I brought my sketchbook to church one day. I sat in the pew and thought about what I wanted to draw. I’d been looking at the painting Rhythm, Joy of Life by Robert Delaunay earlier that morning. Even though Delaunay’s painting is abstract, it reminded me of a peacock.
I had painted a peacock shortly after the 2016 election. I liked the colors in the painting, but I didn’t get the bird right. So I painted over it.
While the pastor talked about the body and the spirit, I decided to sketch a peacock using a well formed geometric pattern.
In his essay Pure Art and Pure Plastic Art, Piet Mondrian wrote, “In life sometimes the spirit has been overemphasized at the expense of the body, sometimes one has been preoccupied with the body and neglected the spirit” (Chipp, 354). At church, the pastor more or less said the same thing, but clothed in more theological terms.
In Greek mythology, the creature Argos had a hundred eyes. Hera commanded Argos to guard the maiden Io. Zeus wanted Io for himself, so he sent Hermes to kill him.

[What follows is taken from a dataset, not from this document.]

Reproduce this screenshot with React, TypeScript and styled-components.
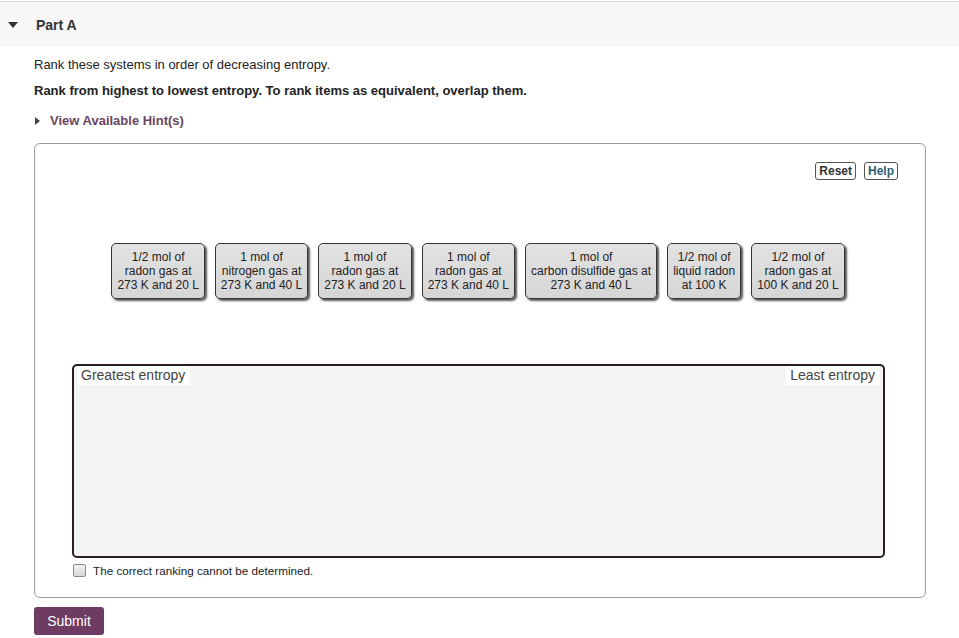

After Hermes slayed Argos, Hera put the eyes of Argos into the tail feathers of a peacock. She transformed something ugly into something beautiful and preserved the spirit of Argos.
At home I turned the drawing into a design with Adobe Illustrator. Mondrian wouldn’t have approved. Too figurative. And he preferred rectangles.
The way I see it, I gave the spirit of the idea a new body and reminded myself that something ugly can become something beautiful.